Forgive me for misusing any terms. This is a subject I'm not knowledgeable in at all aside from doing some online research.
The ship has two moon pools and a drilling rig that lowers the drill through one of them.
The previous crew came across an alien object floating around 500 meters underwater.
The object is spherical, at least $2,500$ ft in diameter, and has a thin outer layer, a shell, with a very small comparatively (maybe less than $20$ ft in diameter) upward-facing vent leading into it.
The entire object is large in volume, but not in mass. Aside from the thin shell which is filled with fluid, and a small inner core that holds its "brain", the rest is likely mostly hollow or filled with very not-dense material.
It's never quite explained in the novel what the whole object is made out of, but the object can control its buoyancy through venting ballast from its mantle (I'm likely misusing these terms horribly), perhaps through the vent in its "crust".
The research vessel discovered the object. After studying it they came to the conclusion that they had to stop it from surfacing completely for various reasons and that they didn't have much time.
How I've been thinking about executing this is that that the crew somehow attached a long metal beam to their drill and lowered it vertically through one of the moonpools and down into the alien object's small vent so that the beam would turn horizontal and end up "stuck" inside the object's mantle like a T-bar clasp on a necklace. Then they would lift the entire object up by the drill line to lay the vent flush as possible against the ship to. Maybe they packed in some material around it as well if the bottom of the ship wasn't flat enough to make a seal.
The crew didn't have a lot of time to come up with something more elegant or use any objects besides what would be found on a research vessel during an expedition. Maybe the metal beam was cannibalized from some other equipment.
For the ships I mentioned above, the Aurora Borealis is around 655 feet long, and the Chikyu is around 690 feet long and has a displacement of 57,087 tons. I imagine the in-novel ship could be around 700 feet long and similar in displacement to the Chikyu. The alien object again is around 2,500 ft in diameter.
The primary question would be if is this feasible or realistic at all and if so, does it mostly depend on the alien object's mass? Can the object be light enough that the ship could feasibly try to "trap" the alien object against itself without breaking or capsizing?
Or does the sheer volume of the alien object alone make this unfeasible?
If it is possible, would the drill line(?) and/or the drilling derrick of the vessel need to be reinforced in any way (since I assume sea drill lines(?) aren't meant to carry objects like the large metal beam I imagined them using to lock the alien object in place.)
I know vessels like this would likely have cranes as well, but I'm not sure the cranes would go deep enough given how deep in the water the alien object is when the ship found it. The drill setup might also be more precise I suppose.

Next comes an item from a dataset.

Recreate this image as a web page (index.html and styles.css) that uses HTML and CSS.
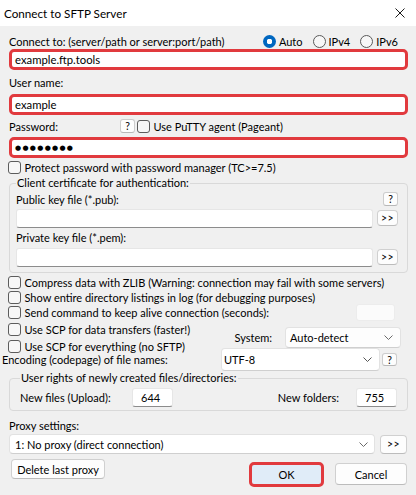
FILE: index.html
```html
<!DOCTYPE html>
<html lang="en">
<head>
<meta charset="utf-8">
<title>Connect to SFTP Server</title>
<link rel="stylesheet" href="styles.css">
</head>
<body>
<div class="win">
  <div class="titlebar">
    <span class="title">Connect to SFTP Server</span>
    <svg class="close" viewBox="0 0 10 10" width="10" height="10"><path d="M0.5 0.5L9.5 9.5M9.5 0.5L0.5 9.5" stroke="#1a1a1a" stroke-width="1" fill="none"/></svg>
  </div>
  <div class="main">
    <div class="row r-connect">
      <span>Connect to: (server/path or server:port/path)</span>
      <div class="radios">
        <span class="radio"><span class="rdot on"></span>Auto</span>
        <span class="radio"><span class="rdot"></span>IPv4</span>
        <span class="radio"><span class="rdot"></span>IPv6</span>
      </div>
    </div>
    <div class="hl field">example.ftp.tools</div>
    <div class="row lbl">User name:</div>
    <div class="hl field">example</div>
    <div class="row r-pass">
      <span class="plabel">Password:</span>
      <span class="qbtn">?</span>
      <span class="cb"></span>
      <span>Use PuTTY agent (Pageant)</span>
    </div>
    <div class="hl field pw"><span class="dots">●●●●●●●●</span></div>
    <div class="row cbrow r-protect"><span class="cb"></span>Protect password with password manager (TC&gt;=7.5)</div>

    <fieldset class="group g-cert">
      <legend>Client certificate for authentication:</legend>
      <div class="row g-ra">Public key file (*.pub):<span class="qbtn push">?</span></div>
      <div class="row g-rb"><span class="tb grow"></span><span class="btn gg">&gt;&gt;</span></div>
      <div class="row g-rc">Private key file (*.pem):</div>
      <div class="row g-rd"><span class="tb grow"></span><span class="btn gg">&gt;&gt;</span></div>
    </fieldset>

    <div class="row cbrow r-c1"><span class="cb"></span>Compress data with ZLIB (Warning: connection may fail with some servers)</div>
    <div class="row cbrow r-c2"><span class="cb"></span>Show entire directory listings in log (for debugging purposes)</div>
    <div class="row cbrow r-c3"><span class="cb"></span>Send command to keep alive connection (seconds):<span class="keep"></span></div>
    <div class="row r-scp">
      <div class="scp-left">
        <div class="row cbrow r-c4"><span class="cb"></span>Use SCP for data transfers (faster!)</div>
        <div class="row cbrow r-c5"><span class="cb"></span>Use SCP for everything (no SFTP)</div>
      </div>
      <span class="syslabel">System:</span>
      <span class="sel sys">Auto-detect<svg class="chev" viewBox="0 0 9 5" width="9" height="5"><polyline points="0.5,0.5 4.5,4.5 8.5,0.5" fill="none" stroke="#6a6a6a" stroke-width="1"/></svg></span>
    </div>
    <div class="row r-enc">
      <span class="enclabel">Encoding (codepage) of file names:</span>
      <span class="hl sel utf">UTF-8<svg class="chev" viewBox="0 0 9 5" width="9" height="5"><polyline points="0.5,0.5 4.5,4.5 8.5,0.5" fill="none" stroke="#555" stroke-width="1"/></svg></span>
      <span class="qbtn encq">?</span>
    </div>

    <fieldset class="group g-rights">
      <legend>User rights of newly created files/directories:</legend>
      <div class="row g-r1">
        <span class="nflabel">New files (Upload):</span>
        <span class="tb num">644</span>
        <span class="nfolder">New folders:</span>
        <span class="tb num num2">755</span>
      </div>
    </fieldset>

    <div class="row r-proxylbl">Proxy settings:</div>
    <div class="row r-proxy">
      <span class="sel proxy">1: No proxy (direct connection)<svg class="chev" viewBox="0 0 9 5" width="9" height="5"><polyline points="0.5,0.5 4.5,4.5 8.5,0.5" fill="none" stroke="#6a6a6a" stroke-width="1"/></svg></span>
      <span class="btn pbtn">&gt;&gt;</span>
    </div>
    <div class="row r-bottom">
      <span class="btn del">Delete last proxy</span>
      <span class="btn ok">OK</span>
      <span class="btn cancel">Cancel</span>
    </div>
  </div>
</div>
</body>
</html>
```

FILE: styles.css
```css
* { box-sizing: border-box; }
html, body { margin: 0; padding: 0; }
body {
  width: 416px;
  height: 495px;
  overflow: hidden;
  background: #f0f0f0;
  font-family: Lato, "Liberation Sans", sans-serif;
  font-size: 11px;
  color: #000;
}
.win { width: 416px; height: 495px; background: #f0f0f0; }

.titlebar {
  height: 26px;
  background: #fff;
  display: flex;
  align-items: center;
  justify-content: space-between;
  padding: 0 11px 0 4px;
}
.title { font-size: 11.7px; }
.close { display: block; }

.main {
  padding: 7px 8px 0 9px;
  display: flex;
  flex-direction: column;
}
.row { display: flex; align-items: center; white-space: nowrap; }

.r-connect { height: 16px; }
.radios { margin-left: auto; margin-right: 10px; display: flex; align-items: center; }
.radio { display: flex; align-items: center; margin-left: 10px; }
.rdot {
  width: 13px; height: 13px; border-radius: 50%;
  border: 1px solid #5a5a5a; background: #f7f7f7;
  margin-right: 3px; flex: none;
}
.rdot.on {
  border: none;
  background: radial-gradient(circle, #fff 0 2.6px, #0067c0 3px);
}

.hl {
  border: 3px solid #e13a3e;
  border-radius: 5px;
  background: #fff;
}
.field {
  height: 21px;
  padding-left: 3px;
  display: flex;
  align-items: center;
  font-size: 11.3px;
}
.lbl { height: 24px; }
.r-pass { height: 22px; }
.plabel { width: 111px; flex: none; }
.qbtn {
  width: 15px; height: 14px;
  border: 1px solid #cdcdcd; border-bottom-color: #b8b8b8;
  border-radius: 3px; background: #fdfdfd;
  font-size: 10.5px; line-height: 12px; text-align: center;
  flex: none;
}
.r-pass .qbtn { margin-right: 2px; }
.pw .dots {
  font-family: "DejaVu Sans", sans-serif;
  font-size: 7px;
  letter-spacing: 1.3px;
}

.cbrow { margin-left: -1px; }
.cb {
  width: 13px; height: 13px;
  border: 1px solid #5c5c5c; border-radius: 3px;
  background: #f7f7f7;
  margin-right: 3.5px; flex: none;
}
.r-protect { height: 18px; }

.group {
  margin: 0;
  min-width: 0;
  border: 1px solid #d9d9d9;
  border-radius: 4px;
}
.group legend { padding: 0 1px; line-height: 14px; }
.g-cert { padding: 0 9px 5px 6px; }
.g-ra { height: 18px; }
.g-rb { height: 20px; }
.g-rc { height: 19px; }
.g-rd { height: 20px; }
.push { margin-left: auto; }
.grow { flex: 1; }
.tb {
  height: 19px;
  background: #fff;
  border: 1px solid #e6e6e6;
  border-bottom-color: #8c8c8c;
  border-radius: 3px;
}
.btn {
  background: #fdfdfd;
  border: 1px solid #d0d0d0;
  border-bottom-color: #bcbcbc;
  border-radius: 4px;
  display: flex; align-items: center; justify-content: center;
  flex: none;
}
.gg { width: 21px; height: 16px; margin-left: 4px; font-size: 10.5px; letter-spacing: 0.5px; }

.r-c1 { height: 15px; margin-top: 2px; }
.r-c2 { height: 14px; }
.r-c3 { height: 17px; }
.keep {
  margin-left: auto; margin-right: 13px;
  width: 39px; height: 17px;
  background: #fbfbfb; border: 1px solid #ececec; border-radius: 3px;
}
.r-scp { height: 33px; }
.scp-left { flex: 1; display: flex; flex-direction: column; }
.r-c4 { height: 17px; }
.r-c5 { height: 16px; }
.syslabel { margin-right: 13px; }
.sel {
  display: flex; align-items: center;
  background: #fdfdfd;
  border: 1px solid #e2e2e2;
  border-bottom-color: #cfcfcf;
  border-radius: 4px;
  flex: none;
}
.chev { margin-left: auto; display: block; }
.sys { width: 116px; height: 21px; padding: 0 7px 0 4px; margin-right: 7px; }

.r-enc { height: 23px; margin-top: -6px; }
.enclabel { margin-left: -7px; }
.utf { margin-left: auto; width: 159px; height: 23px; padding: 0 7px 0 2px; background: #fff; }
.encq { margin-left: 2px; margin-right: 11px; height: 13px; }

.g-rights { padding: 1px 10px 2px 10px; }
.g-r1 { height: 22px; }
.nflabel { width: 112px; flex: none; }
.num { width: 41px; height: 19px; display: flex; align-items: center; padding-left: 8px; flex: none; }
.nfolder { margin-left: auto; margin-right: 17px; }

.r-proxylbl { height: 17px; margin-top: 6px; }
.r-proxy { height: 20px; }
.proxy { width: 366px; height: 20px; padding: 0 6px 0 5px; background: #fff; }
.pbtn { margin-left: auto; margin-right: 1px; width: 27px; height: 19px; font-size: 10.5px; letter-spacing: 0.5px; }

.r-bottom { align-items: flex-start; margin-top: 5px; }
.del { margin-left: 2px; width: 94px; height: 20px; }
.ok {
  margin-left: auto; margin-top: 3px;
  width: 75px; height: 25px;
  border: 3px solid #e13a3e; border-radius: 5px;
  background: #e0ecf8;
}
.cancel { margin-left: 11px; margin-right: 1px; margin-top: 4px; width: 72px; height: 22px; }
```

I know a lot of factors are missing, like the material the alien object's crust is made out of, how thick it is compared to the rest, what the fluid is in the mantle, etc. But I'd be willing to adjust all of these factors to make what the research vessel's crew does feasible.
I know very little about physics or ships or deep sea drilling, so I apologize if I'm not giving enough information. :(
I might also be overlooking some things that are very obvious, so feel free to point anything out.